UK's benchmark FTSE 100 closed up by 1.79 percent, Germany's Dax ended up by 1.75 percent, France’s CAC finished the day up by 1.42 percent.
Wall Street closed higher on Tuesday as widespread liquidity concerns in the banking sector eased and market participants turned their attention to the Federal Reserve, which is expected concludeits important meeting with a 25-point hike in interest rates.
Dow Jones closed up by 0.98% percent, S&P 500 closed up by 1.30 % percent, Nasdaq settled up down by 1.58% percent.
Treasuries Recap
U.S. Treasury yields rose on Tuesday as improved risk sentiment dampened safe-haven demand for U.S. debt before the Federal Reserve wraps up its two-day meeting on Wednesday.
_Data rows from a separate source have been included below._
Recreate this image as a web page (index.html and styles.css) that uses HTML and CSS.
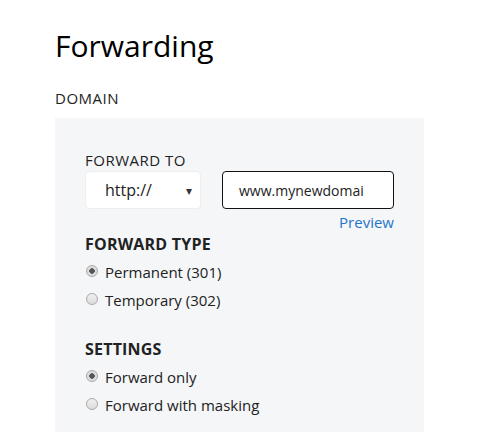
FILE: index.html
```html
<!DOCTYPE html>
<html lang="en">
<head>
  <meta charset="UTF-8" />
  <title>Forwarding</title>
  <meta name="viewport" content="width=device-width, initial-scale=1" />
  <link rel="stylesheet" href="styles.css">
</head>
<body>
  <div class="page">
    <h1>Forwarding</h1>
    <p class="label">DOMAIN</p>
    <div class="panel">
      <p class="label">FORWARD TO</p>
      <div class="forward-row">
        <div class="select">
          <span>http://</span>
          <span class="caret">&#9662;</span>
        </div>
        <div class="url-col">
          <div class="url-input">www.mynewdomai</div>
          <a class="preview" href="#">Preview</a>
        </div>
      </div>

      <h3>FORWARD TYPE</h3>
      <label class="radio"><span class="dot checked"></span>Permanent (301)</label>
      <label class="radio"><span class="dot"></span>Temporary (302)</label>

      <h3 class="settings">SETTINGS</h3>
      <label class="radio"><span class="dot checked"></span>Forward only</label>
      <label class="radio"><span class="dot"></span>Forward with masking</label>
    </div>
  </div>
</body>
</html>
```

FILE: styles.css
```css
body {
  margin: 0;
  background: #fff;
  color: #111;
  font-family: "Open Sans", "DejaVu Sans", sans-serif;
}
.page {
  padding: 26px 0 0 55px;
  width: 369px;
}
h1 {
  margin: 0;
  font-size: 30px;
  font-weight: 400;
  line-height: 40px;
  color: #000;
}
.label {
  margin: 0;
  font-size: 15px;
  letter-spacing: 0.5px;
  color: #222;
}
.page > .label {
  margin-top: 22px;
  line-height: 20px;
}
.panel {
  margin-top: 10px;
  background: #f5f6f8;
  padding: 32px 30px 20px 30px;
  min-height: 280px;
}
.panel .label {
  line-height: 20px;
}
.forward-row {
  display: flex;
  align-items: flex-start;
  gap: 21px;
  margin-top: 1px;
}
.select {
  width: 116px;
  height: 38px;
  box-sizing: border-box;
  background: #fff;
  border: 1px solid #eceef0;
  border-radius: 4px;
  display: flex;
  align-items: center;
  justify-content: space-between;
  padding: 0 8px 0 19px;
  font-size: 16px;
  color: #222;
}
.caret {
  font-size: 12px;
  color: #333;
}
.url-col {
  display: flex;
  flex-direction: column;
  align-items: flex-end;
}
.url-input {
  width: 172px;
  height: 38px;
  box-sizing: border-box;
  border: 1px solid #111;
  border-radius: 4px;
  background: #fff;
  display: flex;
  align-items: center;
  padding-left: 16px;
  font-size: 14px;
  color: #222;
  white-space: nowrap;
  overflow: hidden;
}
.preview {
  color: #1f75cb;
  text-decoration: none;
  font-size: 15px;
  line-height: 20px;
  margin-top: 3px;
}
h3 {
  margin: 2px 0 4px;
  font-size: 16px;
  font-weight: 700;
  line-height: 20px;
  color: #222;
  letter-spacing: 0.2px;
}
h3.settings {
  margin-top: 25px;
}
.radio {
  display: flex;
  align-items: center;
  gap: 7px;
  font-size: 15px;
  line-height: 28px;
  color: #222;
}
.dot {
  width: 12px;
  height: 12px;
  border-radius: 50%;
  box-sizing: border-box;
  border: 1px solid #a9a9a9;
  background: linear-gradient(#f0f0f0, #dcdcdc);
  margin-left: 1px;
  position: relative;
  top: -1px;
}
.dot.checked {
  background: radial-gradient(circle, #555 0 2.5px, #dedede 3px);
}
```
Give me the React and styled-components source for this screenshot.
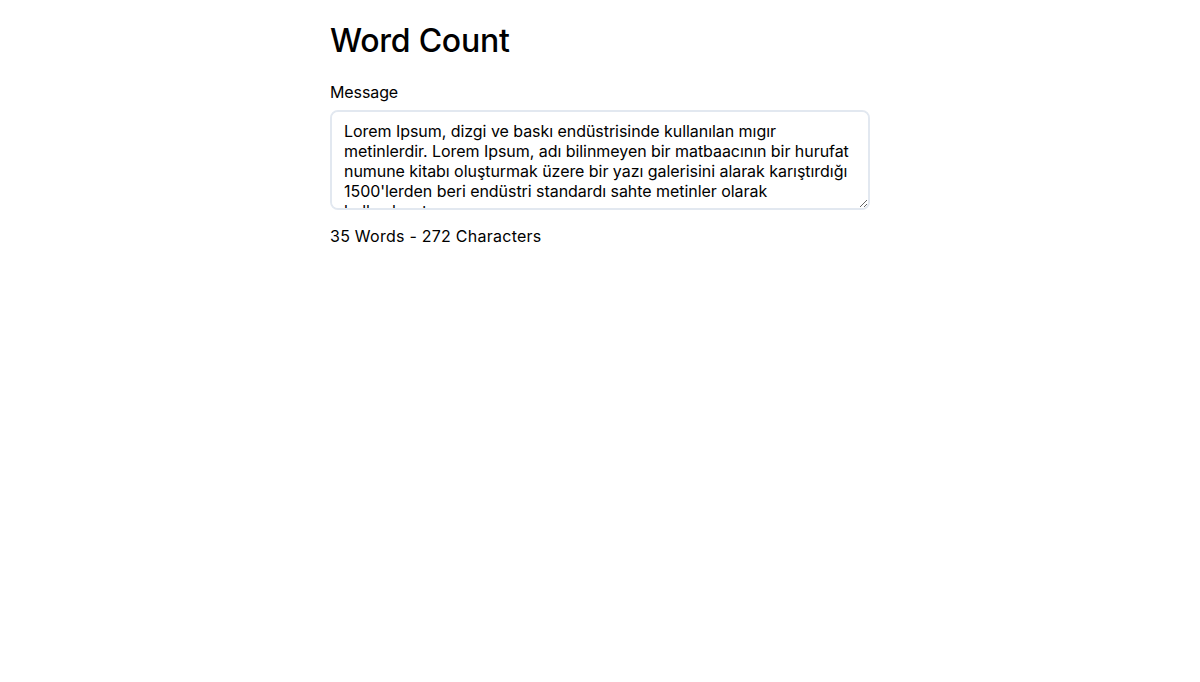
import React, { useState } from "react";
import styled, { createGlobalStyle } from "styled-components";

const GlobalStyle = createGlobalStyle`
  body {
    margin: 0;
    background: #ffffff;
    font-family: Inter, "Noto Sans", sans-serif;
    color: #000000;
  }
`;

const Page = styled.div`
  width: 540px;
  margin: 0 auto;
  padding-top: 22px;
`;

const Title = styled.h1`
  margin: 0 0 22px;
  font-size: 32px;
  font-weight: 500;
  line-height: 1.2;
  letter-spacing: -0.25px;
`;

const Field = styled.div`
  display: flex;
  flex-direction: column;
  gap: 8px;
`;

const Label = styled.label`
  font-size: 16px;
  line-height: 20px;
  letter-spacing: -0.1px;
`;

const TextArea = styled.textarea`
  box-sizing: border-box;
  width: 540px;
  height: 100px;
  padding: 9px 12px 8px;
  border: 2px solid #e2e8f0;
  border-radius: 8px;
  font-family: Inter, "Noto Sans", sans-serif;
  font-size: 16px;
  line-height: 20px;
  letter-spacing: -0.05px;
  color: #000000;
  outline: none;
  resize: vertical;
`;

const Stats = styled.p`
  margin: 16px 0 0;
  font-size: 16px;
  line-height: 20px;
  letter-spacing: 0.25px;
`;

const initialText =
  "Lorem Ipsum, dizgi ve baskı endüstrisinde kullanılan mıgır metinlerdir. Lorem Ipsum, adı bilinmeyen bir matbaacının bir hurufat numune kitabı oluşturmak üzere bir yazı galerisini alarak karıştırdığı 1500'lerden beri endüstri standardı sahte metinler olarak kullanılmıştır.";

// apostrophes split a word too, so "1500'lerden" counts as two
const countWords = text => text.split(/[\s']+/).filter(Boolean).length;

export default function App() {
  const [message, setMessage] = useState(initialText);

  return (
    <Page>
      <GlobalStyle />
      <Title>Word Count</Title>
      <Field>
        <Label htmlFor="message">Message</Label>
        <TextArea
          id="message"
          value={message}
          onChange={e => setMessage(e.target.value)}
        />
      </Field>
      <Stats>
        {countWords(message)} Words - {message.length} Characters
      </Stats>
    </Page>
  );
}
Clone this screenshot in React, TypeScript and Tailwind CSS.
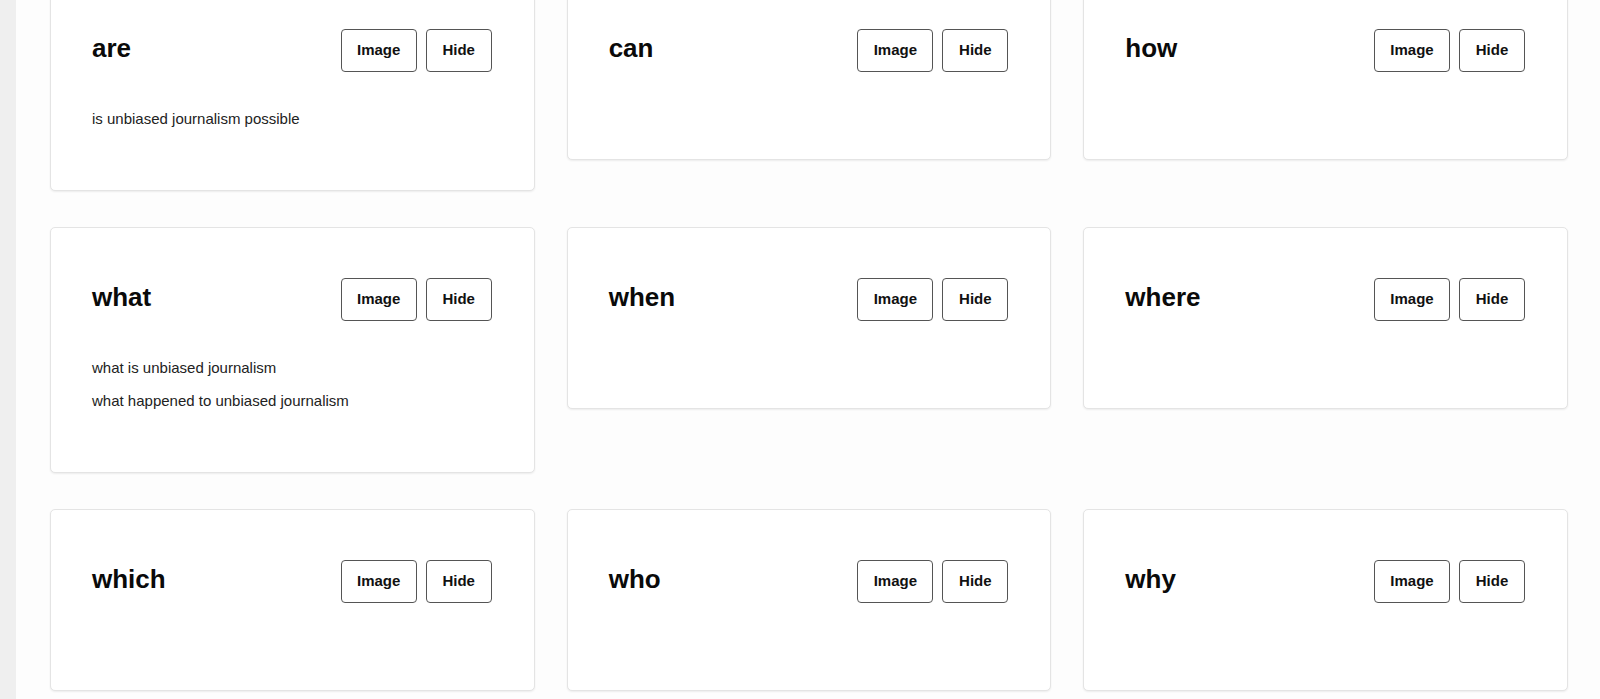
const cards: { word: string; items: string[] }[] = [
  { word: "are", items: ["is unbiased journalism possible"] },
  { word: "can", items: [] },
  { word: "how", items: [] },
  { word: "what", items: ["what is unbiased journalism", "what happened to unbiased journalism"] },
  { word: "when", items: [] },
  { word: "where", items: [] },
  { word: "which", items: [] },
  { word: "who", items: [] },
  { word: "why", items: [] },
];

function QuestionCard({ word, items }: { word: string; items: string[] }) {
  return (
    <div className="bg-white border border-[#e4e4e4] rounded-[5px] shadow-[0_1px_2px_rgba(0,0,0,0.07)] pt-[50px] pb-[57px] pl-[41px] pr-[42px] flex flex-col">
      {/* header: word + actions */}
      <div className="flex items-center justify-between h-[43px]">
        <h2 className="text-[26px] font-bold text-[#0a0a0a] mb-1">{word}</h2>
        <div className="flex items-center gap-[9px]">
          <button className="h-[43px] w-[76px] border border-[#555] rounded-[4px] bg-white text-[15px] font-bold text-[#111]">
            Image
          </button>
          <button className="h-[43px] w-[66px] border border-[#555] rounded-[4px] bg-white text-[15px] font-bold text-[#111]">
            Hide
          </button>
        </div>
      </div>

      {/* suggestions */}
      <ul className={items.length ? "mt-[30px] -mb-[3px]" : "mt-[30px]"}>
        {items.map((s) => (
          <li key={s} className="text-[15px] leading-[33.5px] text-[#222]">
            {s}
          </li>
        ))}
      </ul>
    </div>
  );
}

export default function App() {
  return (
    <div
      className="flex h-[699px] overflow-hidden bg-[#fdfdfd]"
      style={{ fontFamily: '"Liberation Sans", Arial, sans-serif' }}
    >
      {/* left rail */}
      <div className="w-4 shrink-0 bg-[#efefef]" />

      {/* card grid, scrolled slightly */}
      <main className="flex-1 pl-[34px] pr-[32px]">
        <div className="-mt-[22px] grid grid-cols-3 gap-x-8 gap-y-9 items-start">
          {cards.map((c) => (
            <QuestionCard key={c.word} word={c.word} items={c.items} />
          ))}
        </div>
      </main>
    </div>
  );
}
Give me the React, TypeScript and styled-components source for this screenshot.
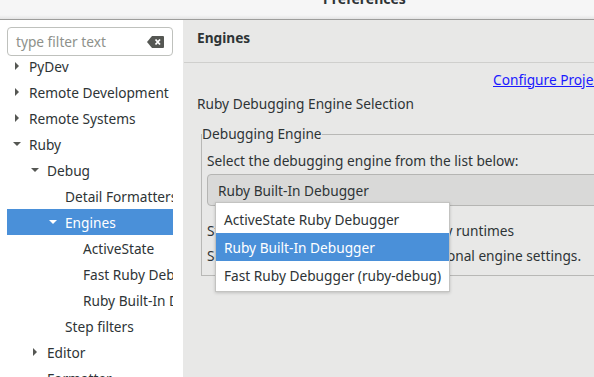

Benchmark 10-year Treasury yields have risen from a six-month low of 3.291% reached on Monday but remain well below their 15-year peak of 4.338% reached on Oct. 21.
Commodities Recap
Gold fell about 2% on Tuesday as soaring Treasury yields and easing banking-crisis concerns sent some cautious investors back to riskier assets ahead of interest rate decision by the US Federal Reserve.
Spot gold dipped 2.1% to $1,938.19 per ounce by 1:31 p.m. EDT (1731 GMT). U.S. gold futures , too, fell 2.1% to settle at $1,941.10. The precious metal hit $2,009.59 on Monday.
Oil prices rose more than 2% on Tuesday, extending gains from 15-month lows hit the previous day, as Credit Suisse bailout eased fears that banking crisis would hurt economic growth and reduce fuel demand.
Brent crude settled up $1.53, or 2.1%, at $69.33 a barrel, while U.S. West Texas Intermediate (WTI) closed up $1.69, or 2.5% to $69.33.